The weekend’s crane survey didn’t satisfy my birding needs, so I headed out late in the morning on Monday. A visiting birder had reported a McCown’s Longspur from a small pond at the end of an inconspicuous road on Albuqueruque’s West Mesa (west of the volcanoes). Jim McDowell Road now has a soil conservation building/composting center near the end along with an abandoned prison building-like structure surrounded by barbed wire. A drug-rehab program for prisoners called Second Chance (controversial not only for its ties to Scientology) was located along the road in the past in, according to the wiki article, was the old West Side jail. That explains the barbed wire.
I found the small, fenced in patch of water and muddy concrete easily. Dozens of Horned Larks flew around, twittering. I don’t know what got into them, but they didn’t sit still for more than a few seconds at a time before a few of them spooked and sent the whole flock into a whirling mass of birds. Although I heard a call that might have been a Chestnut-collard Longspur, I didn’t notice any birds other than the Larks. Mike Bruce, a local ABQ birder, pulled up but didn’t have any luck either. He did tip me off to a few good birding spots for next spring.
From this tiny pond, I was off to the Corrales bosque where I’d seen the Varied Thrush twice last week. Lots of birders converged on this spot over the weekend and found some good birds for the area including a Pacific Wren (formerly the western subspecies of Winter Wren), Gray Catbird, and White-throated Sparrow. I was hoping to find at least one of these birds.
The Varied Thrush seems to have moved on. No one has seen in it a few days. Despite finding a lot of American Robins, Hermit Thrushes, and other leaf-litter feeding birds father north along the ditches, I couldn’t turn up the Varied. In this feeding frenzy of birds near bridge over the ditches at Dixon Road, I found at least one Brown Creeper (Sandoval bird 85) and the previously reported Gray Catbird (NM bird 240, Sandoval bird 86). I couldn’t get a photo of the catbird because I was distracted trying to find a White-throated Sparrow in among all the Gambel’s White-crowned Sparrows. Before I knew it, the catbird was gone, skulking in the brush where no amount of pishing could bring it back out. Catbirds are uncommon along the Rio Grande, but rarely linger into winter.

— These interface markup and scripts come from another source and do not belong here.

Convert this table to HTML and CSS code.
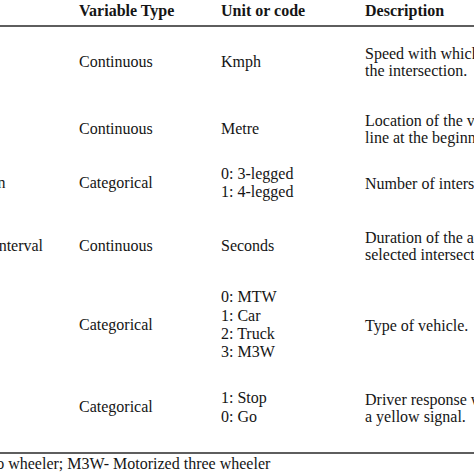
FILE: index.html
```html
<!DOCTYPE html>
<html lang="en">
<head>
<meta charset="utf-8">
<title>Variables</title>
<link rel="stylesheet" href="styles.css">
</head>
<body>
<div class="sheet">
  <table class="vars">
    <thead>
      <tr class="head">
        <th class="c1">Variable</th>
        <th class="c2">Variable Type</th>
        <th class="c3">Unit or code</th>
        <th class="c4">Description</th>
      </tr>
    </thead>
    <tbody>
      <tr class="r1">
        <td class="c1">Speed</td>
        <td class="c2">Continuous</td>
        <td class="c3">Kmph</td>
        <td class="c4">Speed with which vehicle approaches<br>the intersection.</td>
      </tr>
      <tr class="r2">
        <td class="c1">Distance</td>
        <td class="c2">Continuous</td>
        <td class="c3">Metre</td>
        <td class="c4">Location of the vehicle from the stop<br>line at the beginning of yellow signal.</td>
      </tr>
      <tr class="r3">
        <td class="c1">Type of junction</td>
        <td class="c2">Categorical</td>
        <td class="c3 stack">0: 3-legged<br>1: 4-legged</td>
        <td class="c4">Number of intersection legs.</td>
      </tr>
      <tr class="r4">
        <td class="c1">Signal change interval</td>
        <td class="c2">Continuous</td>
        <td class="c3">Seconds</td>
        <td class="c4">Duration of the amber signal at the<br>selected intersection.</td>
      </tr>
      <tr class="r5">
        <td class="c1">Vehicle type</td>
        <td class="c2">Categorical</td>
        <td class="c3 stack">0: MTW<br>1: Car<br>2: Truck<br>3: M3W</td>
        <td class="c4">Type of vehicle.</td>
      </tr>
      <tr class="r6">
        <td class="c1">Decision</td>
        <td class="c2">Categorical</td>
        <td class="c3 stack">1: Stop<br>0: Go</td>
        <td class="c4">Driver response when encountered<br>a yellow signal.</td>
      </tr>
    </tbody>
  </table>
  <p class="note">MTW- Motorized two wheeler; M3W- Motorized three wheeler</p>
</div>
</body>
</html>
```
FILE: styles.css
```css
html, body {
  margin: 0;
  padding: 0;
  background: #ffffff;
  overflow: hidden;
}

body {
  width: 474px;
  height: 474px;
  font-family: "Liberation Serif", "Times New Roman", serif;
  font-size: 16px;
  color: #151515;
}

.sheet {
  margin-left: -138px;
  padding-top: 2px;
  width: 760px;
}

.vars {
  border-collapse: collapse;
  border-bottom: 2px solid #5e5e5e;
  table-layout: fixed;
  width: 760px;
}

.vars th,
.vars td {
  padding: 0;
  text-align: left;
  white-space: nowrap;
  line-height: 18.3px;
}

.vars th {
  font-weight: bold;
  vertical-align: top;
  padding-top: 0;
}

.vars td {
  vertical-align: middle;
}

.head {
  height: 24px;
}

.head th {
  border-bottom: 2px solid #5e5e5e;
}

.c1 { width: 179px; padding-left: 38px !important; }
.c2 { width: 142px; }
.c3 { width: 144px; }
.c4 { width: auto; }

.vars td.c4 {
  line-height: 17px;
}

.r1 { height: 71px; }
.r2 { height: 64px; }
.r3 { height: 44px; }
.r4 { height: 82px; }
.r5 { height: 76px; }
.r6 { height: 90px; }

.note {
  margin: 1px 0 0 0;
  line-height: 18px;
  white-space: nowrap;
}
```
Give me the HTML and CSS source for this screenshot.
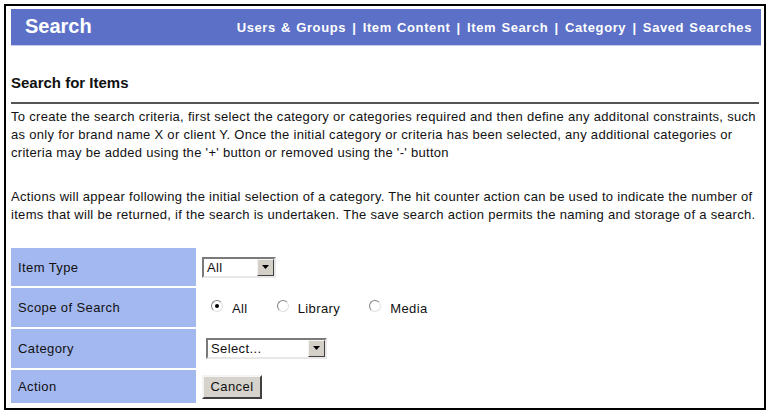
FILE: index.html
```html
<!DOCTYPE html>
<html lang="en">
<head>
    <meta charset="UTF-8">
    <meta name="viewport" content="width=device-width, initial-scale=1.0">
    <title>Search</title>
    <link rel="stylesheet" href="styles.css">
</head>
<body>
    <div class="frame">
        <header>
            <h1>Search</h1>
            <nav>
                <a href="#">Users &amp; Groups</a> |
                <a href="#">Item Content</a> |
                <a href="#">Item Search</a> |
                <a href="#">Category</a> |
                <a href="#">Saved Searches</a>
            </nav>
        </header>
        <main>
            <h2>Search for Items</h2>
            <p>To create the search criteria, first select the category or categories required and then define any additonal constraints, such as only for brand name X or client Y. Once the initial category or criteria has been selected, any additional categories or criteria may be added using the '+' button or removed using the '-' button</p>
            <p>Actions will appear following the initial selection of a category. The hit counter action can be used to indicate the number of items that will be returned, if the search is undertaken. The save search action permits the naming and storage of a search.</p>

            <table class="criteria">
                <tr class="row-type">
                    <th>Item Type</th>
                    <td>
                        <span class="dropdown type-select">
                            <span class="value">All</span>
                            <span class="arrow"><svg width="9" height="5" viewBox="0 0 9 5"><path d="M1 0h7L4.5 4z" fill="#000"/></svg></span>
                        </span>
                    </td>
                </tr>
                <tr class="row-scope">
                    <th>Scope of Search</th>
                    <td>
                        <div class="radios">
                            <label class="radio"><input type="radio" name="scope" checked> All</label>
                            <label class="radio"><input type="radio" name="scope"> Library</label>
                            <label class="radio"><input type="radio" name="scope"> Media</label>
                        </div>
                    </td>
                </tr>
                <tr class="row-category">
                    <th>Category</th>
                    <td>
                        <span class="dropdown cat-select">
                            <span class="value">Select...</span>
                            <span class="arrow"><svg width="9" height="5" viewBox="0 0 9 5"><path d="M1 0h7L4.5 4z" fill="#000"/></svg></span>
                        </span>
                    </td>
                </tr>
                <tr class="row-action">
                    <th>Action</th>
                    <td><button type="button">Cancel</button></td>
                </tr>
            </table>
        </main>
    </div>
</body>
</html>
```

FILE: styles.css
```css
body {
    font-family: 'Liberation Sans', Arial, sans-serif;
    margin: 0;
    padding: 4px;
    background-color: #fff;
    color: #111;
}
.frame {
    border: 2px solid #000;
    box-sizing: border-box;
    height: 406px;
    padding: 3px 3px 0 5px;
}
header {
    background: #5b70c6;
    color: #fff;
    height: 37px;
    padding: 0 9px 0 14px;
    display: flex;
    justify-content: space-between;
    align-items: center;
    border-bottom: 1px solid #c4ccec;
    box-sizing: border-box;
}
header h1 {
    margin: 0;
    font-size: 20px;
    font-weight: bold;
    padding-bottom: 2px;
}
header nav {
    font-size: 13px;
    font-weight: bold;
    letter-spacing: 0.6px;
    word-spacing: 2px;
}
header nav a {
    color: #fff;
    text-decoration: none;
    word-spacing: 1px;
}
main {
    padding: 0 2px 0 0;
}
main h2 {
    font-size: 15px;
    margin: 28px 0 0;
    line-height: 18px;
    padding-bottom: 10px;
    border-bottom: 2px solid #555;
}
main p {
    font-size: 13px;
    letter-spacing: 0.3px;
    line-height: 18px;
    margin: 4px 0 26px;
}
main p + p {
    margin: 0 0 22px;
}
.criteria {
    border-spacing: 2px;
    margin-left: -2px;
    font-size: 13px;
    letter-spacing: 0.4px;
}
.criteria th {
    background: #a4b8f0;
    width: 178px;
    padding: 0 0 0 7px;
    text-align: left;
    font-weight: normal;
}
.criteria td {
    padding: 0 0 0 4px;
}
.row-type th { height: 38px; }
.row-scope th { height: 39px; }
.row-category th { height: 39px; }
.row-action th { height: 33px; }

.dropdown {
    display: inline-flex;
    align-items: stretch;
    height: 21px;
    box-sizing: border-box;
    border: 2px solid;
    border-color: #7a7a7a #e8e8e8 #e8e8e8 #7a7a7a;
    background: #fff;
    vertical-align: middle;
}
.dropdown .value {
    flex: 1;
    padding-left: 3px;
    line-height: 17px;
}
.dropdown .arrow {
    width: 15px;
    background: #d4d0c8;
    border: 1px solid;
    border-color: #f4f4f4 #404040 #404040 #f4f4f4;
    display: flex;
    align-items: center;
    justify-content: center;
}
.type-select { width: 74px; }
.cat-select { width: 121px; margin-left: 4px; }

.radios {
    display: flex;
    padding-left: 9px;
    padding-top: 2px;
    gap: 29px;
}
.radio {
    display: inline-flex;
    align-items: center;
    gap: 9px;
}
.radio input {
    appearance: none;
    margin: 0 0 6px;
    width: 12px;
    height: 12px;
    border-radius: 50%;
    border: 1px solid;
    border-color: #808080 #e0e0e0 #e0e0e0 #808080;
    background: #fff;
    position: relative;
}
.radio input:checked::after {
    content: "";
    position: absolute;
    left: 3px;
    top: 3px;
    width: 4px;
    height: 4px;
    border-radius: 50%;
    background: #000;
}
button {
    font-family: inherit;
    font-size: 13px;
    letter-spacing: 0.4px;
    width: 60px;
    height: 24px;
    background: #d6d3cc;
    border: 2px solid;
    border-color: #f4f4f4 #404040 #404040 #f4f4f4;
    color: #111;
    padding: 0;
}
```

The flowing ditch had some bird activity along its banks, including the second of my target birds, a Winter Wren. It “chip-chipped” often while I observed it, bouncing up and down quickly with each chip of its double-note call. Rock Wrens often do “knee-bends” as they call–perhaps this is typical behavior for some wren species. Winter Wrens, from the eastern part of North America, give a call that is most similar to Song Sparrows while the western Pacific Wren sound more like a Wilson’s Warbler. Nathan Pieplow at earbirding.com has a great post on the call differences. The bird I saw sounded like a Song Sparrow, which is consistent with the light brown throat and eyebrow color just barely visible in my photo to the left.
As I walked south towards the Varied Thrush spot, I found the odd Mallard from last week. I think this may be a Mexican Mallard; if not, it certainly has a lot of characteristics of the southern Mallard populations in Mexico. This time I got several photos through the scope. I’ve submitted this as a Mexican Mallard to eBird, with the pictures, and await judgment.
While driving back to Corrales Road, I saw this funny-looking brown and black sheep. I have no idea what breed it is, but it must not be too common.